Two pounds of merino roving from Beaverslide Dry Goods have landed on my front porch and I am scratching my head and thinking... "Hmmmmm."
Not so personally crazy about the thimbleberry color which is a teensy bit more on the coral/orange side than I thought it would be. Based on the pics, I was expecting more of a rose. Don't get me wrong it's a lovely color, it's just not one I'd personally wear. I think it'll spin up into something dandy but not really for me, ultimately. I am forseeing that this roving has a brilliant future as lovely gifts, possibly as spun yarn, knitted goods or to make spindle enabled friends happy. I may try overdying some of it. I *am* completely in love with the Mountain Twilight dyelot, of which I have a whole luscious pound. I'm thinkin, this needs to be spun up and plied into something resembling a DK weight yarn and then THAT needs to be knitted into a luscious and cuddly hoodie which I have every intention of keeping all to myself.

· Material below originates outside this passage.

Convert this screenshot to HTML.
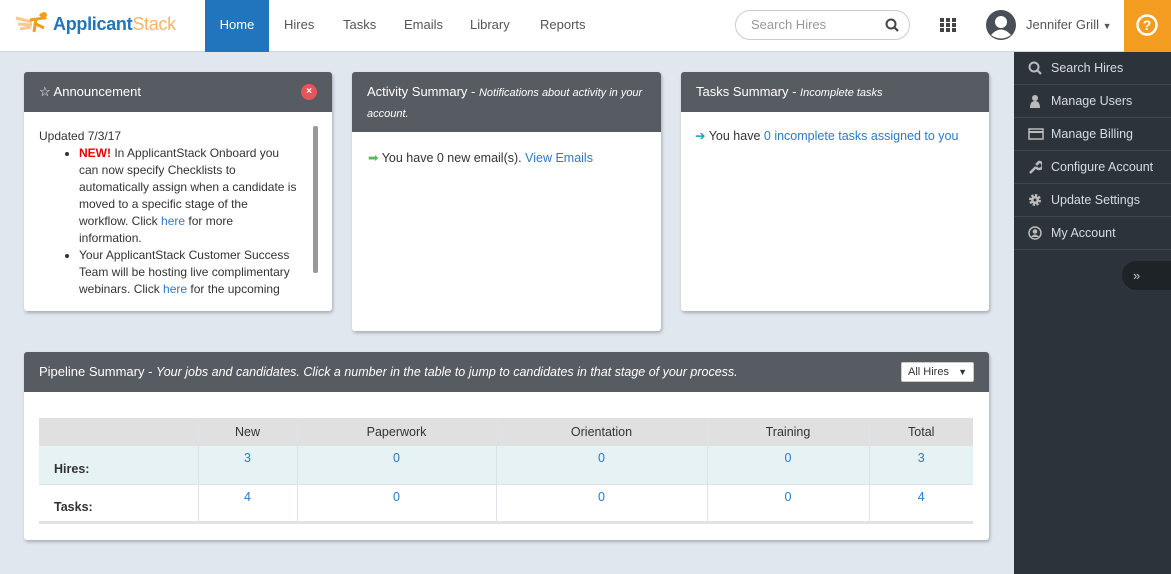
<!DOCTYPE html>
<html><head><style>
*{box-sizing:border-box;margin:0;padding:0}
body{width:1171px;height:574px;overflow:hidden;background:#e1e7ef;font-family:"Liberation Sans",sans-serif;font-size:13px;color:#333;position:relative}
a{color:#2a7ac9;text-decoration:none}
.hdr{position:absolute;left:0;top:0;width:1171px;height:52px;background:#fff;border-bottom:1px solid #cfd6de}
.nav{position:absolute;top:0;height:52px;line-height:50px;color:#555;font-size:13px}
.panel{position:absolute;background:#fff;border-radius:3px;box-shadow:1px 2px 3px rgba(0,0,0,.25);overflow:hidden}
.ph{background:#575c63;color:#fff;height:40px;padding:0 15px;line-height:40px;font-size:13px}
.ph i{font-size:11px}
.side{position:absolute;left:1014px;top:52px;width:157px;height:522px;background:#2c333b}
.si{height:33px;border-bottom:1px solid #3f464e;color:#d8dce0;line-height:32px;padding-left:37px;position:relative;font-size:12.5px}
.si svg{position:absolute;left:14px;top:9px}
table{border-collapse:collapse;position:absolute;left:15px;top:66px;width:934px}
td,th{text-align:center;font-size:12.5px;border-right:1px solid #dde3e8}
th{background:#e0e0e0;height:28px;font-weight:normal;color:#333;vertical-align:middle}
td{vertical-align:top;padding-top:5px}
tr.h td{background:#e6f2f3;height:38px;border-bottom:1px solid #dde3e8}
tr.t td{height:38px;border-bottom:3px solid #e3e3e3}
td.l{text-align:left;padding-left:15px;font-weight:bold;vertical-align:middle;padding-top:8px}
.ann li{white-space:nowrap}
</style></head><body>
<div class="hdr">
 <svg style="position:absolute;left:14px;top:10px" width="40" height="28" viewBox="0 0 40 28"><path d="M2 8 L18 12 M4 14 L18 15 M6 19 L17 17" stroke="#fbc98a" stroke-width="3"/><path d="M16 10 L30 8 L26 4 M22 9 L20 22 M22 14 L30 18" stroke="#f39c1f" stroke-width="3" fill="none"/><circle cx="30" cy="5" r="3" fill="#f39c1f"/></svg>
 <div style="position:absolute;left:53px;top:14px;font-size:18px;font-weight:bold;color:#2175bd;letter-spacing:-.3px">Applicant<span style="color:#fbb36a;font-weight:normal">Stack</span></div>
 <div class="nav" style="left:205px;width:64px;background:#2175bd;color:#fff;text-align:center">Home</div>
 <div class="nav" style="left:284px">Hires</div>
 <div class="nav" style="left:343px">Tasks</div>
 <div class="nav" style="left:404px">Emails</div>
 <div class="nav" style="left:470px">Library</div>
 <div class="nav" style="left:540px">Reports</div>
 <div style="position:absolute;left:735px;top:10px;width:175px;height:30px;border:1px solid #ccc;border-radius:15px;color:#999;line-height:28px;padding-left:15px">Search Hires
  <svg style="position:absolute;right:10px;top:7px" width="14" height="14" viewBox="0 0 14 14"><circle cx="6" cy="6" r="4.5" stroke="#444" stroke-width="2" fill="none"/><path d="M9 9 L13 13" stroke="#444" stroke-width="2.2"/></svg></div>
 <svg style="position:absolute;left:940px;top:18px" width="16" height="14" viewBox="0 0 16 14"><g fill="#444"><rect x="0" y="0" width="4" height="4"/><rect x="6" y="0" width="4" height="4"/><rect x="12" y="0" width="4" height="4"/><rect x="0" y="5" width="4" height="4"/><rect x="6" y="5" width="4" height="4"/><rect x="12" y="5" width="4" height="4"/><rect x="0" y="10" width="4" height="4"/><rect x="6" y="10" width="4" height="4"/><rect x="12" y="10" width="4" height="4"/></g></svg>
 <svg style="position:absolute;left:986px;top:10px" width="30" height="30" viewBox="0 0 30 30"><circle cx="15" cy="15" r="15" fill="#4a4f57"/><circle cx="15" cy="12" r="6" fill="#fff"/><path d="M5 25 Q15 14 25 25 Q15 32 5 25Z" fill="#fff"/></svg>
 <div style="position:absolute;left:1026px;top:17px;color:#555">Jennifer Grill <span style="font-size:9px">▼</span></div>
 <div style="position:absolute;left:1124px;top:0;width:47px;height:52px;background:#f39c1f"><svg style="position:absolute;left:12px;top:14px" width="22" height="22" viewBox="0 0 22 22"><circle cx="11" cy="11" r="9.5" stroke="#fff" stroke-width="2.5" fill="none"/><text x="11" y="16" text-anchor="middle" fill="#fff" font-size="14" font-weight="bold" font-family="Liberation Sans">?</text></svg></div>
</div>

<div class="panel" style="left:24px;top:72px;width:308px;height:239px">
 <div class="ph">☆ Announcement<span style="position:absolute;right:15px;top:12px;width:16px;height:16px;border-radius:8px;background:#e8545a;color:#fff;font-size:10px;line-height:16px;text-align:center;font-weight:bold">×</span></div>
 <div class="ann" style="padding:16px 15px 0;line-height:17px;font-size:12px;color:#333">Updated 7/3/17
  <ul style="padding-left:40px"><li><b style="color:#e00">NEW!</b> In ApplicantStack Onboard you<br>can now specify Checklists to<br>automatically assign when a candidate is<br>moved to a specific stage of the<br>workflow. Click <a>here</a> for more<br>information.</li><li>Your ApplicantStack Customer Success<br>Team will be hosting live complimentary<br>webinars. Click <a>here</a> for the upcoming</li></ul></div>
 <div style="position:absolute;left:289px;top:54px;width:5px;height:147px;background:#999;border-radius:2px"></div>
</div>

<div class="panel" style="left:352px;top:72px;width:309px;height:259px">
 <div class="ph" style="height:60px;line-height:20px;padding-top:10px">Activity Summary - <i>Notifications about activity in your account.</i></div>
 <div style="padding:18px 16px;font-size:12.5px"><span style="color:#5cb85c">➡</span> You have 0 new email(s). <a>View Emails</a></div>
</div>

<div class="panel" style="left:681px;top:72px;width:308px;height:239px">
 <div class="ph">Tasks Summary - <i>Incomplete tasks</i></div>
 <div style="padding:16px 14px;font-size:12.5px"><span style="color:#17a2b8">➔</span> You have <a>0 incomplete tasks assigned to you</a></div>
</div>

<div class="panel" style="left:24px;top:352px;width:965px;height:188px">
 <div class="ph">Pipeline Summary - <i style="font-size:12.5px">Your jobs and candidates. Click a number in the table to jump to candidates in that stage of your process.</i>
  <div style="position:absolute;right:15px;top:10px;width:73px;height:20px;background:#fff;border:1px solid #ccc;border-radius:2px;color:#333;font-size:11px;line-height:18px;padding-left:6px">All Hires <span style="position:absolute;right:6px;font-size:9px">▼</span></div></div>
 <table>
  <tr><th style="width:159px"></th><th style="width:99px">New</th><th style="width:199px">Paperwork</th><th style="width:211px">Orientation</th><th style="width:162px">Training</th><th style="border-right:0">Total</th></tr>
  <tr class="h"><td class="l">Hires:</td><td><a>3</a></td><td><a>0</a></td><td><a>0</a></td><td><a>0</a></td><td style="border-right:0"><a>3</a></td></tr>
  <tr class="t"><td class="l">Tasks:</td><td><a>4</a></td><td><a>0</a></td><td><a>0</a></td><td><a>0</a></td><td style="border-right:0"><a>4</a></td></tr>
 </table>
</div>

<div class="side">
 <div class="si"><svg width="14" height="14" viewBox="0 0 14 14"><circle cx="6" cy="6" r="4.5" stroke="#bbb" stroke-width="2" fill="none"/><path d="M9 9 L13 13" stroke="#bbb" stroke-width="2.2"/></svg>Search Hires</div>
 <div class="si"><svg width="14" height="14" viewBox="0 0 14 14"><circle cx="7" cy="4" r="3" fill="#bbb"/><path d="M2 14 Q2 7 7 7 Q12 7 12 14Z" fill="#bbb"/></svg>Manage Users</div>
 <div class="si"><svg width="16" height="14" viewBox="0 0 16 14"><rect x="1" y="2" width="14" height="10" stroke="#bbb" stroke-width="1.5" fill="none"/><rect x="1" y="4" width="14" height="2" fill="#bbb"/></svg>Manage Billing</div>
 <div class="si"><svg width="14" height="14" viewBox="0 0 14 14"><path d="M2 13 L8 7 M8 7 A3.5 3.5 0 1 0 11 2 L9 4 L10 5" stroke="#bbb" stroke-width="2.5" fill="none"/></svg>Configure Account</div>
 <div class="si"><svg width="14" height="14" viewBox="0 0 14 14"><circle cx="7" cy="7" r="4.5" stroke="#bbb" stroke-width="3" stroke-dasharray="2.2 1.3" fill="none"/><circle cx="7" cy="7" r="4" fill="#bbb"/><circle cx="7" cy="7" r="1.5" fill="#2c333b"/></svg>Update Settings</div>
 <div class="si"><svg width="14" height="14" viewBox="0 0 14 14"><circle cx="7" cy="7" r="6" stroke="#bbb" stroke-width="1.5" fill="none"/><circle cx="7" cy="5.5" r="2.3" fill="#bbb"/><path d="M3 11 Q7 6 11 11" fill="#bbb"/></svg>My Account</div>
 <div style="position:absolute;left:108px;top:209px;width:49px;height:29px;background:#1e2328;border-radius:15px 0 0 15px;color:#ccc;line-height:29px;padding-left:11px;font-size:13px">»</div>
</div>
</body></html>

I guess the only complaint I have is that the fiber is not neat and combed out like other rovings I've purchased. It's fluffy and crumply instead of all the fibers lying in one neat direction. There's vegetable matter in there too. I believe that it wants for carding, and to that end, now I have to either buy or borrow some carding implements. I don't believe the vendor misrepresented herself or anything, it's just that anytime I've ever bought something labeled "roving" it came already carded, in a great lovely batt and perfectly ready to spin. I had expectations that this would be the same. I'm thinking that it is going to be lovely when I do get it prepped, though. I have so much yet to learn and prepping my own fiber, even if it's just this last step, is a good place to start.
$16 per pound. 90% merino 10% mohair. Yum. Good deal.
I have a lot of fiber. I am not allowed to buy ANY MORE. For a while. The madness must (temporarily) end.